Two weeks ago we asked ourselves what we thought of the future of the home – with brands taking on an active role in our private spaces, what are the implications for us as consumers? These are some of our favourite answers to some of the questions that we brainstormed during our Trends meeting:
1. How will the perception of the home as a private space change as brands enter our personal ‘sanctuary’?
In many ways smart home assistants, such as Google Home and Alexa will become the gatekeepers to brands entering our homes, potentially choosing the food brands we add to our basket, the travel company we book or the media brands we use. Any brand not integrated to work with these systems has the potential to be barred from the home. And can we trust that our AI devices have our interests over that of sponsored content? The line between personalised suggestions and overt advertising is becoming finer.
2. Tech has conventionally been seen as a disruptor to family time. However, if it’s ‘invisible’ within our homes (e.g smart walls, floors and screens) does it change how we feel about digital detox?
One of our trends, Casual Connectivity, is the story of how technology is making itself less interruptive.
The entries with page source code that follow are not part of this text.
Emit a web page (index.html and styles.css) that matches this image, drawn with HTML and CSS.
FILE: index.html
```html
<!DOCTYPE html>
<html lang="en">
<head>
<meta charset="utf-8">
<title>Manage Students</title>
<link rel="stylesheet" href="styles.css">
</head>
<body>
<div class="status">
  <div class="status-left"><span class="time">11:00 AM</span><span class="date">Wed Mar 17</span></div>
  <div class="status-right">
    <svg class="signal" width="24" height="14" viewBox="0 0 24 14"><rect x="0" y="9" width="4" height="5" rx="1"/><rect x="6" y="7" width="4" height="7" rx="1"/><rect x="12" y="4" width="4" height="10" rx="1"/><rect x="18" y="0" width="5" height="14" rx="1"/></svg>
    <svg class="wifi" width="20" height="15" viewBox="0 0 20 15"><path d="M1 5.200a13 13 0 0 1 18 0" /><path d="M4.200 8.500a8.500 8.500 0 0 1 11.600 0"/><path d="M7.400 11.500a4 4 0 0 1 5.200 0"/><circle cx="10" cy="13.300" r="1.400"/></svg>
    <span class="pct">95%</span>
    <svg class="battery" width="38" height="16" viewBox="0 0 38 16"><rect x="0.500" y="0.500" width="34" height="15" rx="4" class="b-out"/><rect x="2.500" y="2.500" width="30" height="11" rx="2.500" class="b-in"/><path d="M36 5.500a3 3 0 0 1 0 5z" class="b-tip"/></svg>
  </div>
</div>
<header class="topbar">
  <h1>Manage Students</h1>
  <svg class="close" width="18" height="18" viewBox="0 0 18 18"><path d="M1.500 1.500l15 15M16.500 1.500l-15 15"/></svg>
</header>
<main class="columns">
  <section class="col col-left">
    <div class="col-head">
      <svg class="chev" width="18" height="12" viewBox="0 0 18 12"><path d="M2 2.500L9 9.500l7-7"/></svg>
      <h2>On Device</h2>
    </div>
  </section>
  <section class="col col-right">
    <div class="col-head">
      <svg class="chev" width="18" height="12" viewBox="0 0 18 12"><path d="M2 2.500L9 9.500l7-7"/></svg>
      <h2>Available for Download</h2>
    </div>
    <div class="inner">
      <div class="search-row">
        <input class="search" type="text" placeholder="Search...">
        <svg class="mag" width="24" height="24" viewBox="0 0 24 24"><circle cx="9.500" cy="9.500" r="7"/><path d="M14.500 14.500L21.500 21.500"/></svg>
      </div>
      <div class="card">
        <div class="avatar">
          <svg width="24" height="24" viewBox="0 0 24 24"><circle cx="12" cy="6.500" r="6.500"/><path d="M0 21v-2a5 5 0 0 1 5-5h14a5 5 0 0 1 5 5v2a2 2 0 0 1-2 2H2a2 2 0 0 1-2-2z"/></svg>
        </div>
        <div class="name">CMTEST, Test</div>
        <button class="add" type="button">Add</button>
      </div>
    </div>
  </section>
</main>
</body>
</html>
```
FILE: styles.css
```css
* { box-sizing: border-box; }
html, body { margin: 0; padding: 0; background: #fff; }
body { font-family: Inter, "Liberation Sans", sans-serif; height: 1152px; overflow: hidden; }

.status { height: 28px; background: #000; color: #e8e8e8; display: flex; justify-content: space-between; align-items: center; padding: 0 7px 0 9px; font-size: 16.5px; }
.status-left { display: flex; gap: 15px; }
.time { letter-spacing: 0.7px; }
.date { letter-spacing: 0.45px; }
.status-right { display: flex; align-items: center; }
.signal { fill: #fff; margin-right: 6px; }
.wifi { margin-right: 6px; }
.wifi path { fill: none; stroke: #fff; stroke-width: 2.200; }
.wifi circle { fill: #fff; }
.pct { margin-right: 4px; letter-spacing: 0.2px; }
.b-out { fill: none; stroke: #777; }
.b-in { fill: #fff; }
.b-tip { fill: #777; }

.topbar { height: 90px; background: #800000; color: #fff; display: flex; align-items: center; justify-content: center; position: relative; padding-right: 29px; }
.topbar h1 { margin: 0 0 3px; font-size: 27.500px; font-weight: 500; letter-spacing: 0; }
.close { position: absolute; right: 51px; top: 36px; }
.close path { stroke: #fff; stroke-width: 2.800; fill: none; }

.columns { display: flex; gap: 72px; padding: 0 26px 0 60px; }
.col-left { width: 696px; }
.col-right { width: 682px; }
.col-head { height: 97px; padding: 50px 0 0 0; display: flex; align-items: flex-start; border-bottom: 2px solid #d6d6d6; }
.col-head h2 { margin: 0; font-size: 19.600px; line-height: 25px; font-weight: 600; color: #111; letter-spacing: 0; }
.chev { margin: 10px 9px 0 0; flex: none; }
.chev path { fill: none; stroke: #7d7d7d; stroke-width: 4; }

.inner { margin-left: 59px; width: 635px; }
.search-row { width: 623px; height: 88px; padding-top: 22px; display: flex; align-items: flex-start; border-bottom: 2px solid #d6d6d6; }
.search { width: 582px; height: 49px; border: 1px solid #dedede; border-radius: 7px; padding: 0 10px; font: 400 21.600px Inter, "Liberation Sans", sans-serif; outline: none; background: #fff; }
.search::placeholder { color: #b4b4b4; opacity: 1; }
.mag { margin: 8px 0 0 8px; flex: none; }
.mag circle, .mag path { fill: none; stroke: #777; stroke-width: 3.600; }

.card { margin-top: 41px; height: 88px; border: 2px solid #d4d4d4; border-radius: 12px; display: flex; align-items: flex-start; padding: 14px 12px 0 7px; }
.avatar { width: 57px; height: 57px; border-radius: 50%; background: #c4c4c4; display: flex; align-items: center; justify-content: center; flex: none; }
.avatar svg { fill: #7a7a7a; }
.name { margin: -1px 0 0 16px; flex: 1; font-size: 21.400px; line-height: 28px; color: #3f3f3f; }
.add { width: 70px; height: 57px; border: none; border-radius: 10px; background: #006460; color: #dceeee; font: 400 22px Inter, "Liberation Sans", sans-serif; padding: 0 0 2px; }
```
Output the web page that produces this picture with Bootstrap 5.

While we want to be eternally connected and contactable if needed – we also do not want to be overwhelmed by unnecessary notifications or interruptions. Even if technology is invisible, concern about its insidious effects, from notification anxiety to brain-frazzling techwaves, remain. In a home where tech is pervasive, there will be even more options for on/off spaces in the house or even ‘blackout’ switches. We have tracked many an innovation that addresses the desire for digital detox – one of our most memorable favourites was the Dolmio Pepper Hacker that could shut down all technological devices to force a device-free family dinner. The demand for such things will only increase as anxiety about the possible side effects of technology heightens.
3. How attached are we to physical things, especially when AR is introduced into our homes? In the home of the future, what is the next object to die? And what will the trophies be?
From looking at our Romantic Minimalist trend, the Home of the Future will be about quality and as little clutter as possible when it comes to technology and physical objects. Photos and physical albums may not find a stable place in our future homes when smart screens easily display pictures taken on our latest holiday or at a big event, without us having to actively change it. The consequence of a successful auto-replenishment service could even lead to the decline of fridges – if we are constantly receiving fresh produce daily, do we need to invest in expensive coolers?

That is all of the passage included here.